I was expecting a story about a bird. Like it was an alternate spelling of 'emu'. They have red eyes too.
That is a seriously fun kid for storytelling - more please.
I heart Emo! He makes me smile and laugh. Okay, he mostly makes me laugh! Okay, it's really you telling Emo stories that makes me laugh but I still heart Emo!
I'm really worried that my little girls are not going to grow into funny teenage boys who pull crazy shenanigans.
I love that a Green-Eyed Momster commented on "A Red-Eyed Emo".
The title DID totally hook me, and I hopped up and down in my chair a bit as I clicked on your link.
Red (eye)balls never disappoint. Can I come eat at your house for supper?! I'll be in Texas in a year. Have a setting ready for me.
At first I thought that said "Red-Eyed ELMO" which I thought was odd since the Kiddo is maybe a little old for Sesame Street. Of course, I love it so I'm not judging or anything.
I just noticed Green-Eyed monster thought it was Elmo too. *sigh* I'm so unoriginal.
Emo sounds like a sweetie!
i love that he realized that 'fangs are better than nothing.'
i totally thought you were going to go with an albino emo story, but this is better because white hair, transluscent skin, and red eyes is weird.
Awww! True Love? That kid just needs to get a blow job and he won't be thinking about 'true love' anymore.
I remember 17 year old boys very clearly...blow jobs beat love hands down.
Awww, I love Emo. My brother always had a kid like Emo hanging out at my parents house.
Poor little emo kids.
Yay Repressed Homosexuality! Here's hoping he doesn't bite anyone before he figures it out.
He sounds like a great kid though. Seriously.
When I read your story, I like to think of Emo as Elmo with the l dropped off. That way maybe he just wanted his eyes to match his fur, or wears fangs to show all of the other muppets just how gangsta he really is.
My word ver. is jacesse, which is how we say jack *ss up here in these parts.
I watched roughly 10 minutes of the MTV movie awards the other night and kept wondering who on earth it was that made these 'Twilight' weiners so famous...and now I know.
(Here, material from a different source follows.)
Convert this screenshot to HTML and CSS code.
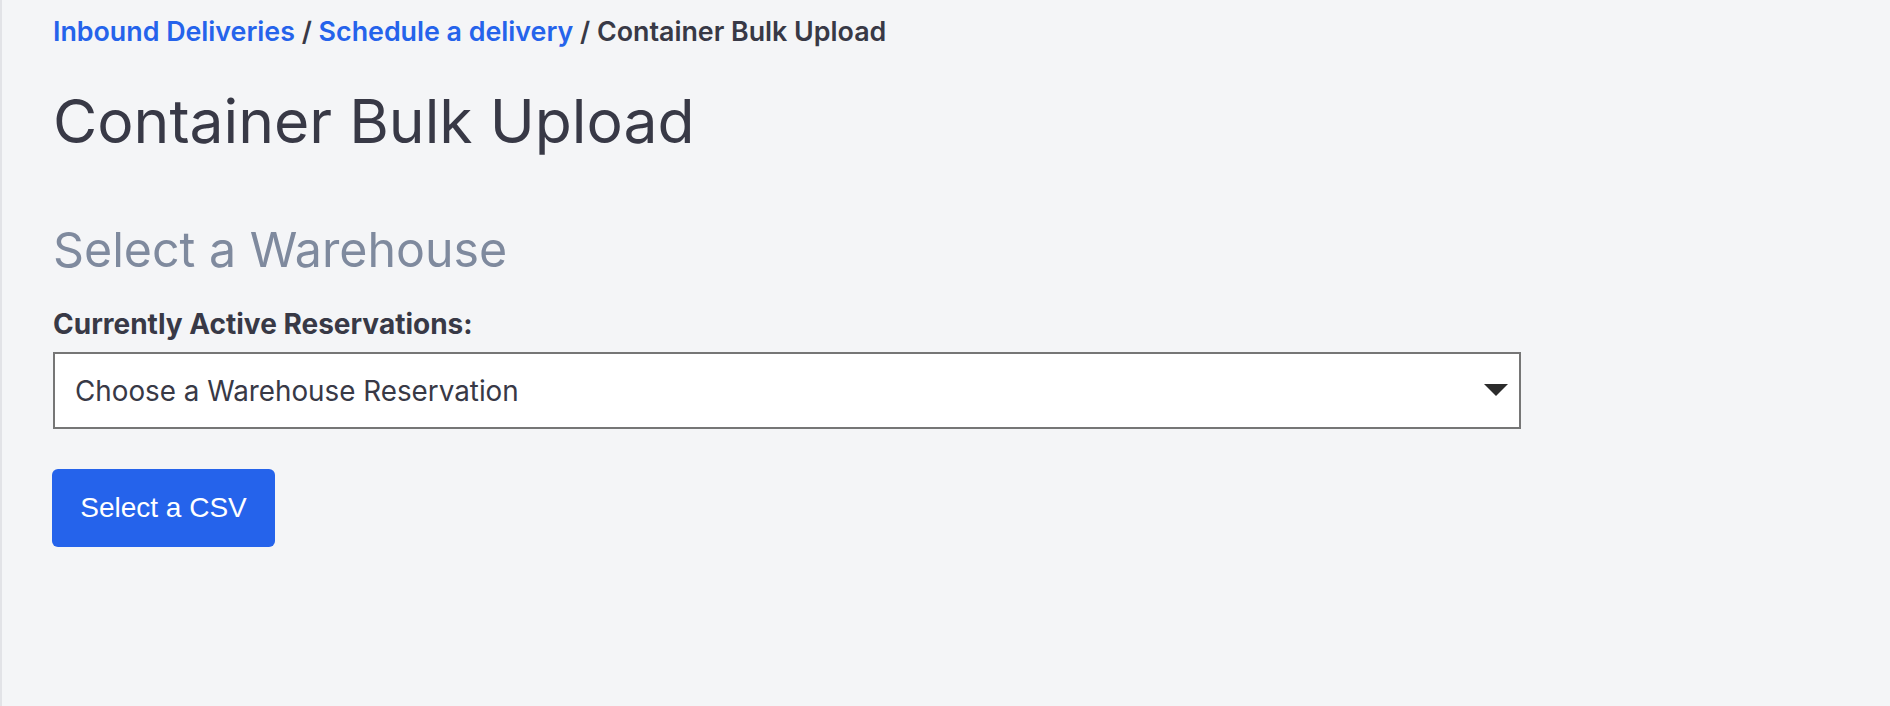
FILE: index.html
```html
<!DOCTYPE html>
<html lang="en">
<head>
<meta charset="utf-8">
<title>Container Bulk Upload</title>
<link rel="stylesheet" href="styles.css">
</head>
<body>
<main class="page">
  <nav class="breadcrumb">
    <a href="#" class="crumb-link">Inbound Deliveries</a>
    <span class="sep">/</span>
    <a href="#" class="crumb-link">Schedule a delivery</a>
    <span class="sep">/</span>
    <span class="crumb-current">Container Bulk Upload</span>
  </nav>
  <h1 class="title">Container Bulk Upload</h1>
  <h2 class="subtitle">Select a Warehouse</h2>
  <label class="field-label">Currently Active Reservations:</label>
  <div class="select">
    <span class="select-text">Choose a Warehouse Reservation</span>
    <svg class="select-arrow" width="24" height="12" viewBox="0 0 24 12"><path d="M0 0 H24 L12 12 Z" fill="#2b2b2b"/></svg>
  </div>
  <button class="btn" type="button">Select a CSV</button>
</main>
</body>
</html>
```

FILE: styles.css
```css
html, body {
  margin: 0;
  padding: 0;
  background: #f4f5f7;
}
body {
  font-family: Inter, "Noto Sans", sans-serif;
  color: #383946;
  min-height: 706px;
}
.page {
  box-sizing: border-box;
  min-height: 706px;
  border-left: 2px solid #e2e3e7;
  padding: 11px 0 0 51px;
  display: flex;
  flex-direction: column;
  align-items: flex-start;
}
.breadcrumb {
  font-size: 26.8px;
  line-height: 40px;
  font-weight: 600;
  white-space: nowrap;
}
.crumb-link {
  color: #2563eb;
  text-decoration: none;
}
.sep, .crumb-current {
  color: #383946;
}
.title {
  margin: 34px 0 0 0;
  font-size: 60.6px;
  line-height: 72px;
  font-weight: 400;
  color: #383946;
}
.subtitle {
  margin: 63px 0 0 0;
  font-size: 48.3px;
  line-height: 60px;
  font-weight: 400;
  color: #7f8a9e;
}
.field-label {
  margin-top: 24px;
  font-size: 28px;
  line-height: 40px;
  font-weight: 700;
  color: #383946;
}
.select {
  margin-top: 8px;
  box-sizing: border-box;
  width: 1468px;
  height: 77px;
  background: #fff;
  border: 2px solid #767676;
  display: flex;
  align-items: center;
  justify-content: space-between;
  padding: 0 11px 0 20px;
}
.select-text {
  font-size: 27.8px;
  line-height: 40px;
  color: #383946;
}
.select-arrow {
  display: block;
  margin-top: -2px;
}
.btn {
  margin: 40px 0 0 -1px;
  width: 223px;
  height: 78px;
  border: none;
  border-radius: 6px;
  background: #2563eb;
  color: #fff;
  font-family: "Liberation Sans", Arial, sans-serif;
  font-size: 28px;
  padding: 0;
  cursor: pointer;
}
```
I only hope and dream that my girls find friends like Emo to entertain me through the years. So far it is annoying kids that I could deal with with moms who are super-annoying twats. I can't wait til they can hang out with friends without me having to play nice with the mom.
Is it sad that I would've dated Emo in high school? Just briefly, then determining he's a total freaker, backed off completely with no notice to him? Not saying something similar happened, but, well, that kind of weirdness begs for abuse and bad breakups from girlfriends.
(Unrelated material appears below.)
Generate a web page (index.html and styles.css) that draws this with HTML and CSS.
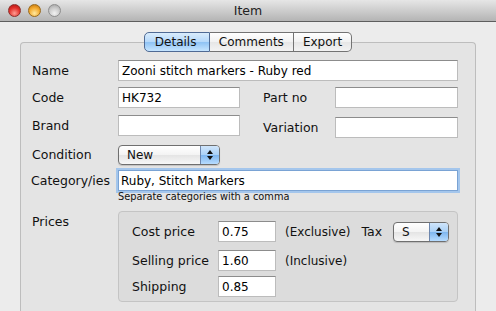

aaaaw sweet Emo! Next he will be slathering on gold body glitter so he can be like the Twilight Vampires. If so-I want pictures of the toe lickin' dog with a mouth full of glitter.
Emo rocks!
Did you mention to him that perhaps the reason he's not finding true love is the fact that he's trying to look creepy? just a thought. hehe.
I was here yesterday, and I'm here now again because I love this post so bad.
Also, I want my own little Emo to love and squeeze and hug. It's even better that he comes with accessories.
Ah EMO,
I really dig this kid, but I'm afraid he's going to marry the first girl that gives him a handy in the back of his Malibu. Fast forward 10 years and he'll be the next TLC sensation with his 8 half-emo kids and a bitchy, domineering wife, in dire need of a good orgasm and a hard spanking.... Did I mention what a "big" fan I am of Jon and Kate? One of Ms. Yvonne's favorite shows....lucky me.yee haw
there was a girl in my high school that frequently wore horns. Do you think Emo is using fangs to cash in on this Twilight bonanza for his 'true love?'
showing up at the party late, but i have to say i love emo, too and would totally tell him to stay for dinner. and i have to agree with erin about the bj. except, emo will probably think that means it is treu love and then be heartbroken when he finds out the girl is like the bj queen or something. also, i'm pretty sure that blow jobs beat love for men of all ages, not just 17 year olds.